Pero si logran tus manos amables y la calidez templando tu voz, la sabiduría de tus palabras y tu risa sincera, que tu nombre se consolide y torne gozosa costumbre en mis labios, te alojaré en unas de las habitaciones más próximas a las mías. Y junto a mis más queridos huéspedes, te sentaré a mi mesa para compartir contigo mis mejores viandas, para hacerte partícipe de mis más bellos juegos, para dedicarte mi tiempo valioso en conversación frente el fuego.
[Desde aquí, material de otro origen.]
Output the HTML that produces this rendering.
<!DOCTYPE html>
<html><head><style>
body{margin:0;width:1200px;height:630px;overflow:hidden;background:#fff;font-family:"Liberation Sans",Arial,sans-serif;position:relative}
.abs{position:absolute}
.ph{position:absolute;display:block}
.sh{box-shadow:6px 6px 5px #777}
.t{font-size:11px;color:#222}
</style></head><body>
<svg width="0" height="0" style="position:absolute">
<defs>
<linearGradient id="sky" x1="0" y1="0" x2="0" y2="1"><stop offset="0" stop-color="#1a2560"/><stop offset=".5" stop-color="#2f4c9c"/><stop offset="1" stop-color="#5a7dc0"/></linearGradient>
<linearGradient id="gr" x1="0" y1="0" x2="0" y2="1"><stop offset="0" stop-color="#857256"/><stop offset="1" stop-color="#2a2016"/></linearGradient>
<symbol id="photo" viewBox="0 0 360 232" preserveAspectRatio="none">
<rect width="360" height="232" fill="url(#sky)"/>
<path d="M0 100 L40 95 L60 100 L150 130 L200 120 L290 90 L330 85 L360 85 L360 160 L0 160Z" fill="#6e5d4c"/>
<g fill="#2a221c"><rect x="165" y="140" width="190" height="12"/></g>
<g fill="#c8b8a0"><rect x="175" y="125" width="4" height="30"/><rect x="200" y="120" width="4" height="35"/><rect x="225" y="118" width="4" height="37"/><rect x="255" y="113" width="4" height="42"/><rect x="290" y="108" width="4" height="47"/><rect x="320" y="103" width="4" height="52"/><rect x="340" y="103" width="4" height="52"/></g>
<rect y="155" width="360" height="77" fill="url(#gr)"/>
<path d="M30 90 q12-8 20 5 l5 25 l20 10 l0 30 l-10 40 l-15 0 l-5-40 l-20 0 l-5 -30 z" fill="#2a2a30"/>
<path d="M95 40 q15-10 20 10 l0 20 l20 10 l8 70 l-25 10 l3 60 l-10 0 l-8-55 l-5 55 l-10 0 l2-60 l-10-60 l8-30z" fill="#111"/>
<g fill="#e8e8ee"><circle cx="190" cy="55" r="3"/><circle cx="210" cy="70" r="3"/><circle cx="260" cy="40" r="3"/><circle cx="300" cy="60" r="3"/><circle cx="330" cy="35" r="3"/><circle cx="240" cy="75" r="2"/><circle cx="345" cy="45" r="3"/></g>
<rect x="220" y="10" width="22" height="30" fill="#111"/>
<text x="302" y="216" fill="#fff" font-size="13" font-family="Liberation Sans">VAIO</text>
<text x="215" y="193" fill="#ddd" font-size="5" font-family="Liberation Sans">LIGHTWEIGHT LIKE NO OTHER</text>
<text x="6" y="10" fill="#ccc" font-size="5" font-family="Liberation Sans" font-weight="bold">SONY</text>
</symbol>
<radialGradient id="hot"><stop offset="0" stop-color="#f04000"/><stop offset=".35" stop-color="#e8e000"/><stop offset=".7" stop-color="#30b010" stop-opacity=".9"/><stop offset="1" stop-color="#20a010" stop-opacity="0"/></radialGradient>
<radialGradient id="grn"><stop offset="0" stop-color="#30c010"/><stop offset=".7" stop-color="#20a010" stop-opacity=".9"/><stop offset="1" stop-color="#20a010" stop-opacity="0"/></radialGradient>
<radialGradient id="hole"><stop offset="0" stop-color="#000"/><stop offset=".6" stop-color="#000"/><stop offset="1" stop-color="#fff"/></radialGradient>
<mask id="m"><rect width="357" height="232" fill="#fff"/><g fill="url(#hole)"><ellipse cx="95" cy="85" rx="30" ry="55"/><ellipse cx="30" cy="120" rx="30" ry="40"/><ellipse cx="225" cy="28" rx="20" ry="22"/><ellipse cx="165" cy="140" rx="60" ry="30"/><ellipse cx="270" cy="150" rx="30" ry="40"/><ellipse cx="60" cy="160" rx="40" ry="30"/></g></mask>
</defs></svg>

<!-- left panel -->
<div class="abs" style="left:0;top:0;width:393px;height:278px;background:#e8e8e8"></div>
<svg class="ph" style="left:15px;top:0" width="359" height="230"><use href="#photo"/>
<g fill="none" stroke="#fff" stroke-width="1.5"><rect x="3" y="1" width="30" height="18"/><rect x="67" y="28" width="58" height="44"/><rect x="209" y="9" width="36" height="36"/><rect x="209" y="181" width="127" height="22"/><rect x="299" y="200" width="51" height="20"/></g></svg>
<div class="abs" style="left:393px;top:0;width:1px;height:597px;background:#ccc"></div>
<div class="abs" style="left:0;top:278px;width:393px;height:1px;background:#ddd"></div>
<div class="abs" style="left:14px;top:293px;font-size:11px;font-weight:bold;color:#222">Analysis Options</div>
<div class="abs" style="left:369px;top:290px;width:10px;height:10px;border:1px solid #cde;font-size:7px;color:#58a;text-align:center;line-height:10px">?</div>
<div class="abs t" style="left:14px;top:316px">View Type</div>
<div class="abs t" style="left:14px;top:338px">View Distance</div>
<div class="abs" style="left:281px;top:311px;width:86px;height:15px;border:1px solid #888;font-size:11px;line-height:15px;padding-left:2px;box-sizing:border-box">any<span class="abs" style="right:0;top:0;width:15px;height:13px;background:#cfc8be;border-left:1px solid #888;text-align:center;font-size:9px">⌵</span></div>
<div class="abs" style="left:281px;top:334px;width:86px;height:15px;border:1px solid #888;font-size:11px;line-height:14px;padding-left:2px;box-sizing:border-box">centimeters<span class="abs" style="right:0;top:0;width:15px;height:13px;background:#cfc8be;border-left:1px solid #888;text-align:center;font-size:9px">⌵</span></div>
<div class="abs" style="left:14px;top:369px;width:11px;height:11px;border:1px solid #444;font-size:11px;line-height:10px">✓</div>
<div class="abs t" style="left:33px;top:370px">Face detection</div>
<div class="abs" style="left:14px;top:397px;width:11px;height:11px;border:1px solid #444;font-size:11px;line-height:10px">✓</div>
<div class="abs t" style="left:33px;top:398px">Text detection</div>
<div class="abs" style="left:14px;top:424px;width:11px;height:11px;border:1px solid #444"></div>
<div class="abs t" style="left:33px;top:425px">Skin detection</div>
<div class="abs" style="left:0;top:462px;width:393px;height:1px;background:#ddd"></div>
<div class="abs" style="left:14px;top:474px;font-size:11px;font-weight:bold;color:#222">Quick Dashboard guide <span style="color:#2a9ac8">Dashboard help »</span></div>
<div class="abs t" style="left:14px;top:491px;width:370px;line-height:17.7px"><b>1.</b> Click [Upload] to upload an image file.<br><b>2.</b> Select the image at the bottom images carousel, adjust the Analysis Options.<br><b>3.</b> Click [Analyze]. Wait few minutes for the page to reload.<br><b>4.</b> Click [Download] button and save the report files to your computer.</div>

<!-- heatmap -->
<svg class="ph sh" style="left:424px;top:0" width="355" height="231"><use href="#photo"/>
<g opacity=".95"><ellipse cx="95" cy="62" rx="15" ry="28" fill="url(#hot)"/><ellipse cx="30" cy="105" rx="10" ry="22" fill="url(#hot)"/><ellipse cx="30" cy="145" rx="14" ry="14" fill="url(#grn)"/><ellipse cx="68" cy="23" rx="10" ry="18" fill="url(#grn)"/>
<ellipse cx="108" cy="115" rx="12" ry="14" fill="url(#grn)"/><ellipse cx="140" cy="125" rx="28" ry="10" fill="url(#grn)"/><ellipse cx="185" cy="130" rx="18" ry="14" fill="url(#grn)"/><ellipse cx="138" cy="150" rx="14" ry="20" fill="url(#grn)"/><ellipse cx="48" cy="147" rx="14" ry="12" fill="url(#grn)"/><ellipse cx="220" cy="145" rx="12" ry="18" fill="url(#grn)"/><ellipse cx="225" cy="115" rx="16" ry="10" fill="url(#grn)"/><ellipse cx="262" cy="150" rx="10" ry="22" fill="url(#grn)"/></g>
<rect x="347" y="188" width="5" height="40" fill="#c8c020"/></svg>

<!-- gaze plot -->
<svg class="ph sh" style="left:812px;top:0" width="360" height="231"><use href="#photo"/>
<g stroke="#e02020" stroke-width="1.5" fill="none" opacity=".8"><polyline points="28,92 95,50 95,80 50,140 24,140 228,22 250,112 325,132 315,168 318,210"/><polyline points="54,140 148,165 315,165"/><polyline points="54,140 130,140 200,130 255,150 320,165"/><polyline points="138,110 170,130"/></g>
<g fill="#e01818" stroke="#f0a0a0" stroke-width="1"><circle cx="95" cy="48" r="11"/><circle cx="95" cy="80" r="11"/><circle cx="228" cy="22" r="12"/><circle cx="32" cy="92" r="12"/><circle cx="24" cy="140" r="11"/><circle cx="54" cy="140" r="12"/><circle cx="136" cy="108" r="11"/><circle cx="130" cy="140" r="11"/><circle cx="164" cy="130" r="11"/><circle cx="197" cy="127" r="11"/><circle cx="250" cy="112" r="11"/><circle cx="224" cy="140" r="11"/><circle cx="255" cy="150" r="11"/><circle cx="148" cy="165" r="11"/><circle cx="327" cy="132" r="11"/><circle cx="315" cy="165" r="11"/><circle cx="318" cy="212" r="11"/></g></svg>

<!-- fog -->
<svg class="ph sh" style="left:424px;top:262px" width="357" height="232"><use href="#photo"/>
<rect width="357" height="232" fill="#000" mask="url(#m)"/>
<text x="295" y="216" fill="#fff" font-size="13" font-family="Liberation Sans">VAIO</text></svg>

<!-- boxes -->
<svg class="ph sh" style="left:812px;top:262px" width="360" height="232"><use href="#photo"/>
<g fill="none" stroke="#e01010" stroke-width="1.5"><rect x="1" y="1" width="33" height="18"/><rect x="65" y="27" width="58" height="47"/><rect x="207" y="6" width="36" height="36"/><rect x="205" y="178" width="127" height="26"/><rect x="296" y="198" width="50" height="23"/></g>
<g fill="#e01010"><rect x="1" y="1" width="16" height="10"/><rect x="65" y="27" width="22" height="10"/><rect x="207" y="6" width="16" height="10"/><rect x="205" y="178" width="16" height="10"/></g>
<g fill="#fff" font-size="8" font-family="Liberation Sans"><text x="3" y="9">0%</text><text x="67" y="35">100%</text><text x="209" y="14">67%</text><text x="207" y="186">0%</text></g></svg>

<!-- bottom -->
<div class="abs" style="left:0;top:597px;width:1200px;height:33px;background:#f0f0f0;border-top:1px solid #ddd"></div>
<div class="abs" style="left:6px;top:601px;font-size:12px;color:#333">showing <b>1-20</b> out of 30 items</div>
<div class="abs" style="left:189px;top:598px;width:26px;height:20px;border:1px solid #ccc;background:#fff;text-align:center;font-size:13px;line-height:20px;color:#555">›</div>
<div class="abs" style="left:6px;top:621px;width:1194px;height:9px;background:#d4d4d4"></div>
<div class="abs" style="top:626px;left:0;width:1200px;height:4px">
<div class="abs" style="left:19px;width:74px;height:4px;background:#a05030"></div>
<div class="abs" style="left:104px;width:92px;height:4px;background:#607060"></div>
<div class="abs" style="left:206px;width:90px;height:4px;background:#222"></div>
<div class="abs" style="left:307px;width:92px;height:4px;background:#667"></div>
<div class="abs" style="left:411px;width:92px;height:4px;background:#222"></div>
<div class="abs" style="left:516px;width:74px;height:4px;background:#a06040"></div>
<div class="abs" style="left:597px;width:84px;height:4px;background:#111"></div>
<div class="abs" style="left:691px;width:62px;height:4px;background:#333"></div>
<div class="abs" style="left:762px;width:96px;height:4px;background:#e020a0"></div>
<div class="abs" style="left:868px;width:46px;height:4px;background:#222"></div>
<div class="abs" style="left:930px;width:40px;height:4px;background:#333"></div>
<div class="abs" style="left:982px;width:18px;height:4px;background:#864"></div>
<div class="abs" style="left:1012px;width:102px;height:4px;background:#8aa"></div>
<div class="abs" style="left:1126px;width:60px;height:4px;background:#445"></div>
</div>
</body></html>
Esforzándome, solícita, por agasajar tu paladar con vinos añejos, por escuchar al atardecer tus cuentos, por reservarte mis horas más soleadas, por ayudarte a airear tu habitación cuando las sombras la invadan, y no cese en ti el deseo de ser mi invitado. Te unirás así al círculo de aquellos huéspedes con quienes aprendí a valorar el secuestro como un regalo, como una gracia que invita a tender las muñecas a las cuerdas, consciente de que su ausencia enfriaría mortalmente esta casa e inocularía en mí la duda de si merece ser habitada.
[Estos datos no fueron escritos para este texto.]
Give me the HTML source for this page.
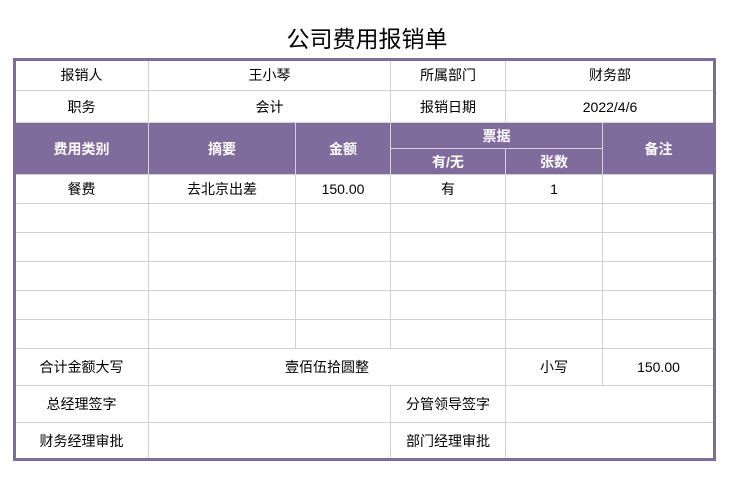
<!DOCTYPE html>
<html><head><meta charset="utf-8"><style>
body{margin:0;width:734px;height:488px;background:#fff;position:relative;font-family:"Liberation Sans","Noto Sans CJK SC",sans-serif;font-size:14px;color:#000;overflow:hidden}
.c{position:absolute;box-sizing:border-box;border:1px solid #d0d0d0;display:flex;align-items:center;justify-content:center;margin:-1px 0 0 -1px}
.h{background:#806b9d;color:#fff;font-weight:bold;border-color:#d8d0e0}
.t{position:absolute;left:0;width:734px;top:20px;text-align:center;font-size:23px}
.f{position:absolute;left:13px;top:58px;width:703px;height:403px;box-sizing:border-box;border:3px solid #806b9d}
</style></head><body>
<div class="t">公司费用报销单</div>
<div id="g"></div>
<div class="f"></div>
<script>
const C=[
[15,149,60,91,'报销人'],[149,391,60,91,'王小琴'],[391,506,60,91,'所属部门'],[506,715,60,91,'财务部'],
[15,149,91,123,'职务'],[149,391,91,123,'会计'],[391,506,91,123,'报销日期'],[506,715,91,123,'2022/4/6'],
[15,149,123,175,'费用类别',1],[149,296,123,175,'摘要',1],[296,391,123,175,'金额',1],[391,603,123,149,'票据',1],[391,506,149,175,'有/无',1],[506,603,149,175,'张数',1],[603,715,123,175,'备注',1],
[15,149,349,386,'合计金额大写'],[149,506,349,386,'壹佰伍拾圆整'],[506,603,349,386,'小写'],[603,715,349,386,'150.00'],
[15,149,386,423,'总经理签字'],[149,391,386,423,''],[391,506,386,423,'分管领导签字'],[506,715,386,423,''],
[15,149,423,460,'财务经理审批'],[149,391,423,460,''],[391,506,423,460,'部门经理审批'],[506,715,423,460,'']];
const ys=[175,204,233,262,291,320,349],xs=[15,149,296,391,506,603,715];
const d=['餐费','去北京出差','150.00','有','1',''];
for(let r=0;r<6;r++)for(let k=0;k<6;k++)C.push([xs[k],xs[k+1],ys[r],ys[r+1],r==0?d[k]:'']);
let h='';for(const [a,b,y,z,s,p] of C){h+=`<div class="c${p?' h':''}" style="left:${a}px;top:${y}px;width:${b-a+1}px;height:${z-y+1}px">${s}</div>`}
document.getElementById('g').innerHTML=h;
</script>
</body></html>
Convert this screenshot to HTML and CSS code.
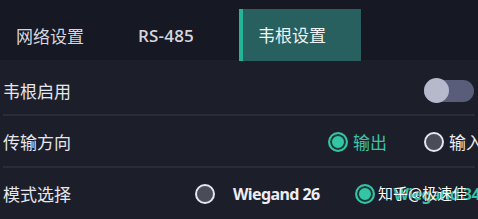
FILE: index.html
```html
<!DOCTYPE html>
<html lang="zh-CN">
<head>
<meta charset="utf-8">
<title>韦根设置</title>
<link rel="stylesheet" href="styles.css">
</head>
<body>
<div class="page">
  <div class="tabs">
    <div class="tab tab-net">网络设置</div>
    <div class="tab tab-rs">RS-485</div>
    <div class="tab tab-active">韦根设置</div>
  </div>
  <div class="content">
    <div class="row row-1">
      <div class="label">韦根启用</div>
      <div class="toggle"><span class="knob"></span></div>
    </div>
    <div class="sep"></div>
    <div class="row row-2">
      <div class="label">传输方向</div>
      <div class="options options-dir">
        <div class="opt opt-on"><span class="radio on"></span><span class="opt-text">输出</span></div>
        <div class="opt"><span class="radio"></span><span class="opt-text">输入</span></div>
      </div>
    </div>
    <div class="sep"></div>
    <div class="row row-3">
      <div class="label">模式选择</div>
      <div class="options options-mode">
        <div class="opt"><span class="radio"></span><span class="opt-text bold">Wiegand 26</span></div>
        <div class="opt opt-on"><span class="radio on"></span><span class="opt-text bold">Wiegand 34</span></div>
      </div>
      <div class="watermark">知乎@极速佳</div>
    </div>
  </div>
</div>
</body>
</html>
```

FILE: styles.css
```css
html, body {
  margin: 0;
  padding: 0;
}
body {
  width: 478px;
  height: 219px;
  overflow: hidden;
  background: #1c1f2a;
  font-family: "Noto Sans CJK SC", "Noto Sans", sans-serif;
  color: #e4e4ec;
}
.page {
  width: 478px;
  height: 219px;
  overflow: hidden;
}
.tabs {
  height: 60px;
  background: #161923;
  display: flex;
  align-items: flex-start;
  padding-left: 16px;
}
.tab {
  font-size: 17px;
  line-height: 20px;
  color: #d4d5de;
  margin-top: 26px;
  white-space: nowrap;
}
.tab-rs {
  margin-left: 54px;
  font-family: "Open Sans", "Noto Sans", sans-serif;
  font-weight: 600;
  font-size: 17px;
  letter-spacing: 0.2px;
}
.tab-active {
  margin-left: 45px;
  margin-top: 9px;
  height: 52px;
  box-sizing: border-box;
  width: 122px;
  padding: 16px 0 0 15px;
  background: #27605f;
  border-left: 4px solid #24b597;
  box-shadow: 1px 0 0 #14161d;
  color: #eef3f3;
}
.content {
  margin: 0 3px 0 3px;
}
.row {
  display: flex;
  align-items: center;
  position: relative;
  box-sizing: border-box;
}
.row-1 {
  height: 54px;
  padding-top: 8px;
}
.row-2 {
  height: 50px;
  padding-top: 2px;
}
.row-3 {
  height: 51px;
}
.label {
  font-size: 17px;
  line-height: 20px;
  color: #e6e6ee;
  flex: none;
  width: 68px;
  white-space: nowrap;
}
.sep {
  height: 2px;
  background: #2a2d39;
}
.toggle {
  margin-left: auto;
  margin-right: 1px;
  width: 50px;
  height: 22px;
  border-radius: 11px;
  background: #595d7a;
  position: relative;
}
.knob {
  position: absolute;
  left: 0;
  top: -2px;
  width: 25px;
  height: 25px;
  border-radius: 50%;
  background: #b6b8cc;
}
.options {
  display: flex;
  align-items: center;
  flex: none;
  white-space: nowrap;
}
.options-dir {
  margin-left: 257px;
  gap: 37px;
}
.options-mode {
  margin-left: 124px;
  gap: 36px;
}
.opt {
  display: flex;
  align-items: center;
}
.options-dir .opt {
  gap: 5px;
}
.options-mode .opt {
  gap: 18px;
}
.radio {
  width: 20px;
  height: 20px;
  box-sizing: border-box;
  border-radius: 50%;
  border: 2px solid #e6e6ee;
  background: #4a4c57;
  flex: none;
}
.radio.on {
  border-color: #36c2a4;
  background: #34c5a5;
  box-shadow: inset 0 0 0 2px #1c3a38;
}
.opt-text {
  font-size: 17px;
  line-height: 20px;
  color: #ececf2;
}
.opt-on .opt-text {
  color: #3cc3a6;
}
.bold {
  font-family: "Noto Sans", sans-serif;
  font-weight: 700;
  font-size: 16px;
  letter-spacing: -0.6px;
}
.watermark {
  position: absolute;
  left: 375px;
  top: 15px;
  font-size: 15px;
  line-height: 20px;
  color: #ffffff;
  text-shadow: 0 0 1px rgba(0,0,0,0.6);
  white-space: nowrap;
}
```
Quizá, quién sabe, se fortalezca tan poderosamente tu presencia entre sus tabiques que empiece a creerla irremplazable. Quizá comience a conquistarme la idea de que es tu precisa luz, y sólo la tuya, la que arranca a cada uno de sus rincones el más hermoso brillo, disolviendo sus humedades, esclareciendo sus tinieblas. La idea temblorosa de que la desaparición de los lazos que en torno a sus cimientos has ido tejiendo los heriría con grietas irreparables. Y termine entonces por instalarte en mi propio cuarto, por abrir mis armarios y cajones a los objetos que te acompañan, por cobijarte bajo la suavidad de mis mantas. Para que te conviertas en mi más precioso huésped y yo en tu más cómplice rehén. Para que a mi lado camines cada noche con sus días. Y junto a ti sea capaz de olvidar, durante largos instantes o largas horas, que también tú, como el resto de mis huéspedes, vienes siempre de lejos, vienes siempre de fuera. Portando a cada paso en tu mirada, en tu figura, en tu voz, un mundo extraño que sin remedio se me hurta.